Era sembrato abbastanza puerile Thierry Fremaux quando aveva dichiarato: “Peccato per il film di Orson Welles, spero che vogliano tornare sui loro passi per onorare la sua memoria. A Cannes è sempre stato amato”, visto che è anche per via di una loro rigidità che Netflix non porta il film. Sullo stesso piano però si sono messi gli eredi, nella persona di Beatrice Welles, figlia del regista, che in una lettera avrebbe pregato Ted Sarandos (chief content officer di Netflix) di ripensarci e non far sì che Netflix “sia l’ennesimo studio che rovina il lavoro di mio padre”.

Quando dice che Cannes l’ha sempre amato non mente Fremaux. Fu lì che nel 1952 fu premiato Othello e sempre lì Welles fu premiato come miglior attore nel 1959 per Frenesia di un Delitto.
Di contro invece la carriera di Welles è stata infatti funestata da un rapporto terribile con gli studios. Dopo Quarto Potere nella migliore delle ipotesi gli hanno massacrato i film rimontandoli o cambiandoli, nella peggiore l’hanno ignorato e non gli hanno dato fondi, costringendolo a fare film come un nomade del cinema, mettendoci anche anni solo per la fase di riprese (girava ogni tanto, quando raccimolava soldi), e costringendolo a lavorare come attore anche solo per motivi commerciali, così da raccogliere soldi per i propri film. Che anche dopo morto per un film ricostruito non riesca ad ottenere una celebrazione per via di un problema legato alla produzione (che in questo caso forse è meglio definire distribuzione) è obiettivamente paradossale.

Il film in questione un po’ di questo parla del resto. È degli anni ‘70 e narra la storia di un regista, interpretato dal regista John Huston, che torna ad Hollywood dopo diversi anni in Europa per fare quel che spera sia un nuovo film. “Ho visto nella mia vita come la vita di mio padre e il suo lavoro sono stati distrutti dalle grandi società di produzione, e con essi è stato distrutto anche un po’ dell’uomo che ho così tanto amato” scrive Beatrice nella sua lettera, “Per favore tornate sui vostri passi e fate sì che il lavoro di mio padre diventi il ponte che unisce Netflix e Cannes”.

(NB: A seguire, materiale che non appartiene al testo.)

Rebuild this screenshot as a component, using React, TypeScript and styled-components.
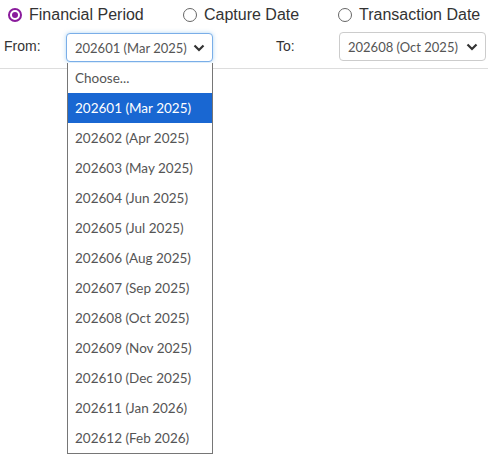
import React from "react";
import styled, { createGlobalStyle } from "styled-components";

const periods = [
  "202601 (Mar 2025)",
  "202602 (Apr 2025)",
  "202603 (May 2025)",
  "202604 (Jun 2025)",
  "202605 (Jul 2025)",
  "202606 (Aug 2025)",
  "202607 (Sep 2025)",
  "202608 (Oct 2025)",
  "202609 (Nov 2025)",
  "202610 (Dec 2025)",
  "202611 (Jan 2026)",
  "202612 (Feb 2026)",
];

const GlobalStyle = createGlobalStyle`
  html, body {
    margin: 0;
    padding: 0;
    background: #fff;
    font-family: "Liberation Sans", Arial, sans-serif;
  }
`;

const Chevron = () => (
  <svg width="12" height="8" viewBox="0 0 12 8">
    <path d="M1.5 1.5 L6 6 L10.5 1.5" fill="none" stroke="#333" strokeWidth="2.2" />
  </svg>
);

const App: React.FC = () => {
  return (
    <>
      <GlobalStyle />
      <Page>
        <RadioRow>
          <RadioItem width={175}>
            <RadioDot checked />
            <RadioLabel>Financial Period</RadioLabel>
          </RadioItem>
          <RadioItem width={155}>
            <RadioDot />
            <RadioLabel>Capture Date</RadioLabel>
          </RadioItem>
          <RadioItem width={150}>
            <RadioDot />
            <RadioLabel>Transaction Date</RadioLabel>
          </RadioItem>
        </RadioRow>
        <FilterRow>
          <FieldLabel>From:</FieldLabel>
          <SelectWrap>
            <SelectBox focused>
              <span>202601 (Mar 2025)</span>
              <Chevron />
            </SelectBox>
            <OptionList>
              <Option>Choose...</Option>
              {periods.map((p, i) => (
                <Option key={p} active={i === 0}>
                  {p}
                </Option>
              ))}
            </OptionList>
          </SelectWrap>
          <FieldLabel>To:</FieldLabel>
          <SelectBox>
            <span>202608 (Oct 2025)</span>
            <Chevron />
          </SelectBox>
        </FilterRow>
      </Page>
    </>
  );
};

export default App;

const Page = styled.div`
  width: 488px;
  height: 455px;
  position: relative;
  overflow: hidden;
`;

const RadioRow = styled.div`
  display: flex;
  align-items: center;
  padding: 5px 0 0 8px;
  height: 19px;
`;

const RadioItem = styled.label<{ width: number }>`
  display: flex;
  align-items: center;
  width: ${p => p.width}px;
  flex: none;
`;

const RadioDot = styled.span<{ checked?: boolean }>`
  box-sizing: border-box;
  width: 14px;
  height: 14px;
  border-radius: 50%;
  border: ${p => (p.checked ? "2px solid #8a1b9c" : "1px solid #666")};
  display: flex;
  align-items: center;
  justify-content: center;
  margin-right: 7px;
  flex: none;

  &::after {
    content: "";
    display: ${p => (p.checked ? "block" : "none")};
    width: 6px;
    height: 6px;
    border-radius: 50%;
    background: #8a1b9c;
  }
`;

const RadioLabel = styled.span`
  font-size: 16px;
  color: #333;
  white-space: nowrap;
`;

const FilterRow = styled.div`
  display: grid;
  grid-template-columns: 62px 210px 63px 147px;
  align-items: start;
  padding: 8px 0 0 4px;
  height: 36px;
  border-bottom: 1px solid #ddd;
`;

const FieldLabel = styled.span`
  font-size: 14px;
  color: #333;
  padding-top: 6px;
`;

const SelectWrap = styled.div`
  position: relative;
  width: 147px;
`;

const SelectBox = styled.div<{ focused?: boolean }>`
  box-sizing: border-box;
  height: 29px;
  width: 147px;
  display: flex;
  align-items: center;
  justify-content: space-between;
  padding: 0 7px 0 8px;
  border: 1px solid ${p => (p.focused ? "#7aaee8" : "#ccc")};
  border-radius: 4px;
  box-shadow: ${p => (p.focused ? "0 0 4px rgba(102, 175, 233, 0.5)" : "none")};
  font-family: Lato, "Open Sans", sans-serif;
  font-size: 13px;
  color: #555;
  background: #fff;
  margin-top: ${p => (p.focused ? "1px" : "0")};
`;

const OptionList = styled.div`
  position: absolute;
  top: 31px;
  left: 1px;
  width: 146px;
  box-sizing: border-box;
  border: 1px solid #767676;
  border-top: none;
  background: #fff;
  z-index: 2;
`;

const Option = styled.div<{ active?: boolean }>`
  height: 30px;
  line-height: 30px;
  padding-left: 7px;
  font-family: Lato, "Open Sans", sans-serif;
  font-size: 13.5px;
  color: ${p => (p.active ? "#fff" : "#555")};
  background: ${p => (p.active ? "#1967d2" : "#fff")};
  white-space: nowrap;
`;
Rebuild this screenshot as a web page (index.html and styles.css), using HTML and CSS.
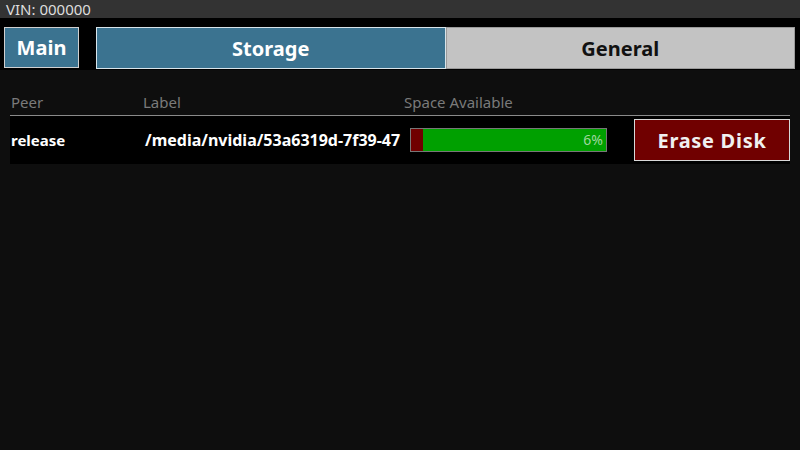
FILE: index.html
```html
<!DOCTYPE html>
<html lang="en">
<head>
    <meta charset="UTF-8">
    <title>Storage</title>

    <link rel="stylesheet" href="styles.css">
</head>
<body>
    <div id="status">VIN: 000000</div>

    <div id="nav">
        <button class="main-btn">Main</button>
        <div id="tabs">
            <button class="tab active">Storage</button>
            <button class="tab">General</button>
        </div>
    </div>

    <div id="storage">
        <div class="row head">
            <div>Peer</div>
            <div>Label</div>
            <div>Space Available</div>
            <div></div>
        </div>
        <div class="row disk">
            <div class="peer">release</div>
            <div class="label">/media/nvidia/53a6319d-7f39-47</div>
            <div class="space">
                <div class="bar">
                    <div class="used" style="width: 6%"></div>
                    <span>6%</span>
                </div>
            </div>
            <div class="action">
                <button class="erase">Erase Disk</button>
            </div>
        </div>
    </div>
</body>
</html>
```

FILE: styles.css
```css
html, body {
    margin: 0;
}

body {
    background-color: #0e0e0e;
    font-family: 'Noto Sans', sans-serif;
    color: #fff;
    height: 450px;
    overflow: hidden;
}

button {
    font-family: inherit;
    font-weight: bold;
    cursor: pointer;
    margin: 0;
    padding: 0;
}

#status {
    background: #333;
    color: #ddd;
    font-size: 15px;
    height: 18px;
    line-height: 18px;
    padding-left: 6px;
}

#nav {
    background: #000;
    display: flex;
    align-items: flex-start;
    gap: 17px;
    padding: 9px 5px 0 4px;
    height: 52px;
    box-sizing: border-box;
}

.main-btn {
    width: 75px;
    height: 41px;
    background: #3b7390;
    border: 1px solid #d0d0d0;
    color: #fff;
    font-size: 20px;
}

#tabs {
    flex-grow: 1;
    display: flex;
}

.tab {
    flex: 1;
    height: 42px;
    background: #c3c3c3;
    border: 1px solid #9a9a9a;
    color: #111;
    font-size: 20px;
}

.tab.active {
    background: #3b7390;
    border-color: #d8e4ea;
    color: #fff;
}

#storage {
    margin: 0 10px;
    padding-top: 23px;
}

.row {
    display: grid;
    grid-template-columns: 133px 261px 230px 1fr;
}

.head {
    color: #7a7a7a;
    font-size: 15px;
    line-height: 18px;
    padding-bottom: 4px;
    border-bottom: 1px solid #8a8a8a;
}

.head > div:first-child {
    padding-left: 1px;
}

.disk {
    background: #000;
    height: 48px;
    align-items: center;
    font-weight: bold;
    font-size: 15px;
}

.disk .peer {
    padding-left: 1px;
}

.disk .label {
    font-size: 16px;
    padding-left: 2px;
    white-space: nowrap;
    overflow: hidden;
}

.space {
    padding-left: 6px;
}

.bar {
    position: relative;
    width: 197px;
    height: 24px;
    box-sizing: border-box;
    border: 1px solid #777;
    background: #00a000;
}

.used {
    height: 100%;
    background: #700000;
}

.bar span {
    position: absolute;
    right: 3px;
    top: 1px;
    font-size: 14px;
    font-weight: normal;
    color: #9fd79f;
}

.action {
    display: flex;
    justify-content: flex-end;
}

.erase {
    width: 156px;
    height: 42px;
    background: #700000;
    border: 1px solid #d8d8d8;
    color: #f0f0f0;
    font-size: 20px;
    letter-spacing: 0.7px;
}
```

Beatrice Welles ha poi scritto anche a Fremaux, che le ha risposto lodando il film ed affermando di volerlo ma di fatto il punto della questione per Netflix non può essere il singolo film, quanto la sua posizione in quel festival. Certo non sfugge a nessuno che un cuore cinefilo potrebbe fare un’eccezione, una pace provvisoria per poi riprendere le ostilità, ma sappiamo che non stiamo parlando di quello. Beatrice Welles del resto non ha interesse (e perché dovrebbe?) a vedere la questione nel suo insieme ma vede unicamente che Cannes è aperta al film del padre e Netflix non lo porta.

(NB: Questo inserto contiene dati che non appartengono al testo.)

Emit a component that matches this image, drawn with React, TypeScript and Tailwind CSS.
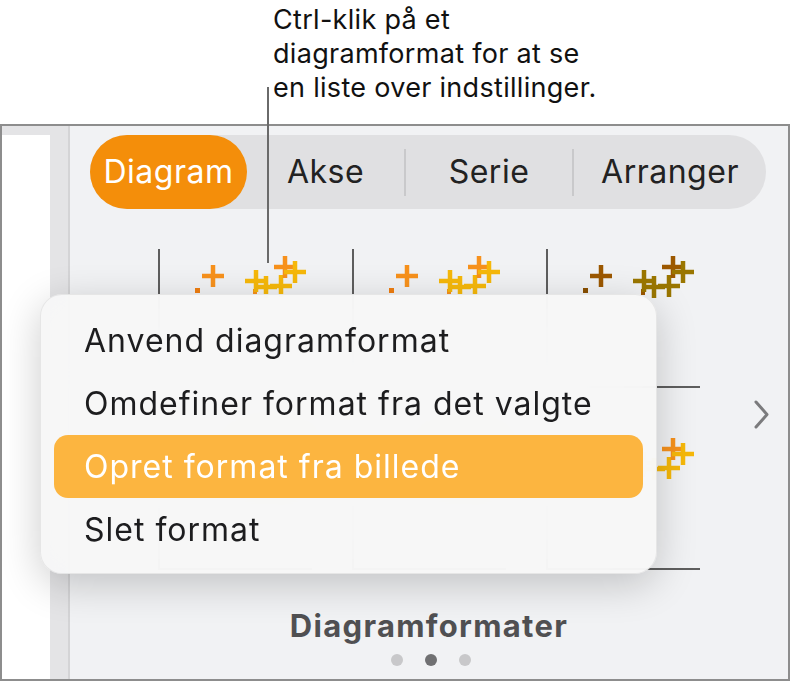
import React from "react";

type P = { x: number; y: number; c: string };

const Plus = ({ x, y, c }: P) => (
  <g stroke={c} strokeWidth={4.5} strokeLinecap="butt">
    <line x1={x - 11} y1={y} x2={x + 11} y2={y} />
    <line x1={x} y1={y - 11} x2={x} y2={y + 11} />
  </g>
);

const Chart = ({ a, b, d }: { a: string; b: string; d: string }) => {
  const pts: P[] = [
    { x: 55, y: 27, c: a },
    { x: 108, y: 38, c: b },
    { x: 123, y: 37, c: b },
    { x: 98, y: 32, c: b },
    { x: 127, y: 18, c: a },
    { x: 137, y: 23, c: b },
  ];
  return (
    <svg width="154" height="140" viewBox="0 0 154 140" className="block">
      <line x1="1" y1="0" x2="1" y2="139" stroke="#5e5e5e" strokeWidth="2" />
      <line x1="0" y1="138" x2="154" y2="138" stroke="#5e5e5e" strokeWidth="2" />
      <rect x="37" y="39" width="5" height="5" fill={d} />
      <rect x="95" y="40" width="4" height="6" fill={a} />
      {pts.map((p, i) => (
        <Plus key={i} {...p} />
      ))}
    </svg>
  );
};

export default function App() {
  const font = { fontFamily: "Inter, 'Noto Sans', sans-serif" };
  return (
    <div
      className="relative w-[790px] h-[681px] bg-white overflow-hidden text-[#1f1f1f]"
      style={font}
    >
      {/* callout */}
      <div className="h-[124px] pl-[273px] pt-[3px] text-[27px] leading-[34px] tracking-[0.3px] text-[#111]">
        <div>Ctrl-klik på et</div>
        <div>diagramformat for at se</div>
        <div>en liste over indstillinger.</div>
      </div>

      {/* window */}
      <div className="h-[557px] border-2 border-[#8d8d8d] bg-[#e4e4e6] flex">
        <div className="w-[48px] pt-[9px] flex flex-col">
          <div className="flex-1 bg-white"></div>
        </div>
        <div className="w-[20px] bg-[#e4e4e6] border-r-2 border-[#d4d4d6]"></div>
        <div className="relative flex-1 bg-[#f1f2f4] flex flex-col">
          {/* segmented */}
          <div className="ml-[20px] mt-[9px] w-[676px] h-[74px] rounded-full bg-[#e0e0e2] flex items-center text-[32px] tracking-[0.5px] text-[#222]">
            <div className="w-[157px] h-full rounded-full bg-[#f48e0a] text-white flex items-center justify-center">
              Diagram
            </div>
            <div className="w-[157px] h-full flex items-center justify-center">Akse</div>
            <div className="w-[2px] h-[47px] bg-[#c9c9cb]"></div>
            <div className="w-[166px] h-full flex items-center justify-center">Serie</div>
            <div className="w-[2px] h-[47px] bg-[#c9c9cb]"></div>
            <div className="flex-1 h-full flex items-center justify-center">Arranger</div>
          </div>

          {/* charts */}
          <div className="ml-[88px] mt-[40px] grid grid-cols-[154px_154px_154px] gap-x-[40px] gap-y-[42px]">
            <Chart a="#f7911c" b="#f6b80a" d="#f07e10" />
            <Chart a="#f7911c" b="#f6b80a" d="#f07e10" />
            <Chart a="#9c5800" b="#9a7600" d="#8a5000" />
            <Chart a="#f7911c" b="#f6b80a" d="#f07e10" />
            <Chart a="#f7911c" b="#f6b80a" d="#f07e10" />
            <Chart a="#f7911c" b="#f6b80a" d="#f07e10" />
          </div>

          {/* chevron */}
          <svg
            className="absolute left-[684px] top-[274px]"
            width="16"
            height="30"
            viewBox="0 0 16 30"
          >
            <polyline
              points="2,2 13,14.5 2,27"
              fill="none"
              stroke="#7b7b7d"
              strokeWidth="3"
              strokeLinecap="round"
              strokeLinejoin="round"
            />
          </svg>

          <div className="mt-[37px] text-center text-[31px] leading-[36px] font-bold tracking-[1.3px] text-[#505052]">
            Diagramformater
          </div>
          <div className="mt-[10px] ml-[3px] flex justify-center gap-[22px]">
            <div className="w-[12px] h-[12px] rounded-full bg-[#c8c8ca]"></div>
            <div className="w-[12px] h-[12px] rounded-full bg-[#707072]"></div>
            <div className="w-[12px] h-[12px] rounded-full bg-[#c8c8ca]"></div>
          </div>
        </div>
      </div>

      {/* context menu */}
      <div className="absolute left-[40px] top-[294px] w-[617px] h-[280px] rounded-[22px] bg-[#f7f7f7]/[0.96] backdrop-blur-2xl border border-black/[0.07] shadow-[0_10px_40px_rgba(0,0,0,0.2)] px-[13px] py-[14px] text-[32px] tracking-[1px] text-[#1d1d1f]">
        <div className="h-[63px] flex items-center pl-[30px]">Anvend diagramformat</div>
        <div className="h-[63px] flex items-center pl-[30px]">Omdefiner format fra det valgte</div>
        <div className="h-[63px] flex items-center pl-[30px] rounded-[14px] bg-[#fcb540] text-white">
          Opret format fra billede
        </div>
        <div className="h-[63px] flex items-center pl-[30px]">Slet format</div>
      </div>

      {/* leader line */}
      <div className="absolute left-[267px] top-[87px] w-[2px] h-[176px] bg-[#6a6a6a]"></div>
    </div>
  );
}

Cannes infatti ritiene di essere venuta incontro a Netflix offrendo a tutti i suoi film il fuori concorso, ma finge di non capire che il problema non è poter essere fisicamente lì con gli altri quanto essere considerati al pari degli altri. E non poter andare in concorso per principio, vuol dire non essere considerati come gli altri. Allora anche un film come The Other Side Of The Wind diventa un’arma. È palesemente l’oggetto cinefilo del desiderio e altri festival faranno faville ma, dal punto di vista americano, Cannes è qualcosa e il resto è meno.

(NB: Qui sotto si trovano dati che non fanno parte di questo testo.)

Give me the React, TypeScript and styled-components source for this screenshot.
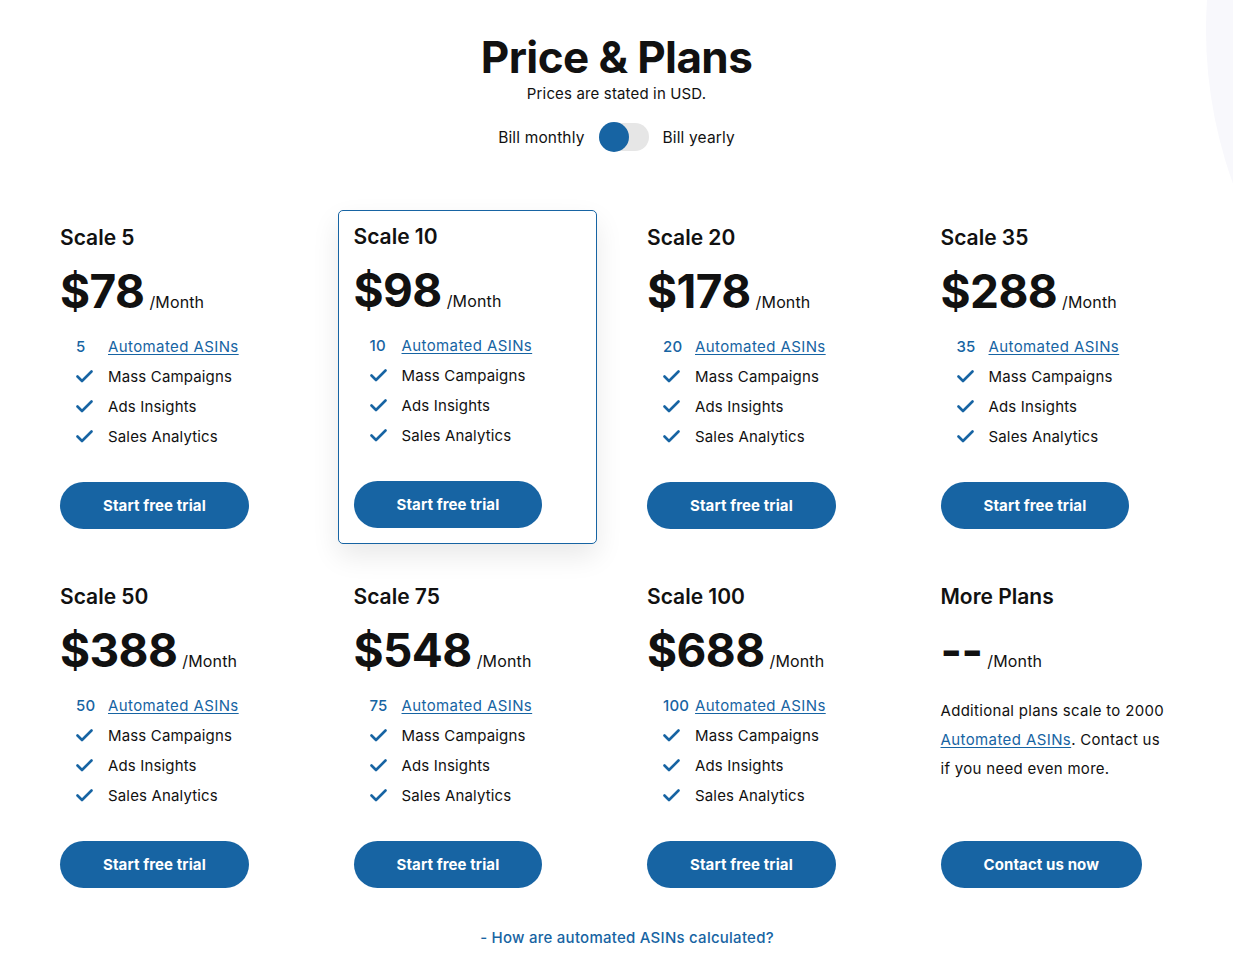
import * as React from 'react';
import styled, { createGlobalStyle, css } from 'styled-components';

const GlobalStyle = createGlobalStyle`
  html, body {
    margin: 0;
    padding: 0;
    background: #ffffff;
  }
  body {
    font-family: Inter, "Open Sans", sans-serif;
    color: #111111;
    letter-spacing: 0.15px;
    -webkit-font-smoothing: antialiased;
  }
`;

const BLUE = '#1764a3';

const Page = styled.div`
  position: relative;
  width: 1233px;
  min-height: 970px;
  overflow: hidden;
`;

const Blob = styled.div`
  position: absolute;
  top: -420px;
  left: 1206px;
  width: 900px;
  height: 900px;
  border-radius: 50%;
  background: #f8f8fc;
  pointer-events: none;
`;

const Header = styled.header`
  position: relative;
  display: flex;
  flex-direction: column;
  align-items: center;
  padding-top: 29px;
`;

const Title = styled.h1`
  margin: 0;
  font-size: 44px;
  line-height: 56px;
  font-weight: 700;
  letter-spacing: -0.6px;
`;

const Subtitle = styled.p`
  margin: -1px 0 0;
  font-size: 15px;
  line-height: 20px;
`;

const ToggleRow = styled.div`
  display: flex;
  align-items: center;
  gap: 14px;
  margin-top: 19px;
  font-size: 15.5px;
`;

const Track = styled.div`
  width: 50px;
  height: 28px;
  border-radius: 14px;
  background: #e6e6e6;
  display: flex;
  align-items: center;
`;

const Knob = styled.span`
  width: 30px;
  height: 30px;
  border-radius: 50%;
  background: ${BLUE};
`;

const Grid = styled.section`
  position: relative;
  display: grid;
  grid-template-columns: repeat(4, 259px);
  column-gap: 34.5px;
  row-gap: 25px;
  margin: 61px 0 0 44px;
`;

const Card = styled.div<{ $featured?: boolean }>`
  display: flex;
  flex-direction: column;
  padding: 10px 15px 15px;
  border: 1px solid transparent;
  border-radius: 5px;
  background: #fff;
  ${p =>
    p.$featured &&
    css`
      border-color: ${BLUE};
      padding-top: 11px;
      padding-bottom: 15px;
      transform: translateY(-2px);
      box-shadow: 0 12px 28px rgba(0, 0, 0, 0.09);
    `}
`;

const PlanName = styled.h3`
  margin: 0;
  font-size: 21px;
  line-height: 30px;
  font-weight: 600;
  letter-spacing: 0;
`;

const PriceRow = styled.div`
  display: flex;
  align-items: baseline;
  gap: 5px;
  margin-top: 8px;
  height: 60px;
`;

const Amount = styled.span`
  font-size: 46px;
  line-height: 60px;
  font-weight: 700;
  letter-spacing: -0.6px;
`;

const Per = styled.span`
  font-size: 16px;
`;

const Features = styled.ul`
  list-style: none;
  margin: 10px 0 0;
  padding: 0 0 0 16px;
`;

const Feature = styled.li`
  display: flex;
  align-items: center;
  height: 30px;
  font-size: 15px;
`;

const Lead = styled.span`
  min-width: 26px;
  margin-right: 6px;
  color: ${BLUE};
  font-weight: 500;
  display: flex;
  align-items: center;
`;

const Link = styled.a`
  color: ${BLUE};
  text-decoration: underline;
  text-underline-offset: 2px;
  letter-spacing: 0.4px;
  cursor: pointer;
`;

const Button = styled.button<{ $auto?: boolean }>`
  align-self: flex-start;
  margin-top: ${p => (p.$auto ? 'auto' : '31px')};
  height: 47px;
  padding: 0 43px;
  min-width: 188px;
  border: none;
  border-radius: 24px;
  background: ${BLUE};
  color: #fff;
  font-family: inherit;
  font-size: 15px;
  font-weight: 700;
  letter-spacing: 0.1px;
  cursor: pointer;
`;

const Blurb = styled.p`
  margin: 16px 0 0;
  max-width: 226px;
  font-size: 15px;
  line-height: 29px;
  letter-spacing: 0.3px;
`;

const Footer = styled.div`
  position: relative;
  text-align: center;
  margin-top: 24px;
  padding-left: 21px;
  font-size: 15px;
  line-height: 20px;
  color: ${BLUE};
  font-weight: 500;
  letter-spacing: 0.25px;
`;

const Check = () => (
  <svg width="17" height="13" viewBox="0 0 17 13">
    <path d="M1.5 6.5 L6 11 L15.5 1.5" fill="none" stroke={BLUE} strokeWidth="2.6" strokeLinecap="round" strokeLinejoin="round" />
  </svg>
);

interface Plan {
  asins: number;
  price: number;
}

const plans: Plan[] = [
  { asins: 5, price: 78 },
  { asins: 10, price: 98 },
  { asins: 20, price: 178 },
  { asins: 35, price: 288 },
  { asins: 50, price: 388 },
  { asins: 75, price: 548 },
  { asins: 100, price: 688 },
];

const features = ['Mass Campaigns', 'Ads Insights', 'Sales Analytics'];

export default function App() {
  return (
    <Page>
      <GlobalStyle />
      <Blob />
      <Header>
        <Title>Price &amp; Plans</Title>
        <Subtitle>Prices are stated in USD.</Subtitle>
        <ToggleRow>
          <span>Bill monthly</span>
          <Track>
            <Knob />
          </Track>
          <span>Bill yearly</span>
        </ToggleRow>
      </Header>
      <Grid>
        {plans.map(plan => (
          <Card key={plan.asins} $featured={plan.asins === 10}>
            <PlanName>Scale {plan.asins}</PlanName>
            <PriceRow>
              <Amount>${plan.price}</Amount>
              <Per>/Month</Per>
            </PriceRow>
            <Features>
              <Feature>
                <Lead>{plan.asins}</Lead>
                <Link>Automated ASINs</Link>
              </Feature>
              {features.map(f => (
                <Feature key={f}>
                  <Lead>
                    <Check />
                  </Lead>
                  {f}
                </Feature>
              ))}
            </Features>
            <Button>Start free trial</Button>
          </Card>
        ))}
        <Card>
          <PlanName>More Plans</PlanName>
          <PriceRow>
            <Amount>--</Amount>
            <Per>/Month</Per>
          </PriceRow>
          <Blurb>
            Additional plans scale to 2000 <Link>Automated ASINs</Link>. Contact us if you need even more.
          </Blurb>
          <Button $auto>Contact us now</Button>
        </Card>
      </Grid>
      <Footer>- How are automated ASINs calculated?</Footer>
    </Page>
  );
}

Fa notare giustamente Filip Jan Rymsza, che la postproduzione del film l’ha coprodotta, che in questa situazione nessuno vince, né il film, né Netflix, né Cannes, né la famiglia Welles, né gli amanti del regista americano. Tuttavia, lo stesso Rymsza fa anche notare che non ha nessun senso avercela con Netflix “senza il quale quest’operazione non sarebbe stata proprio possibile”.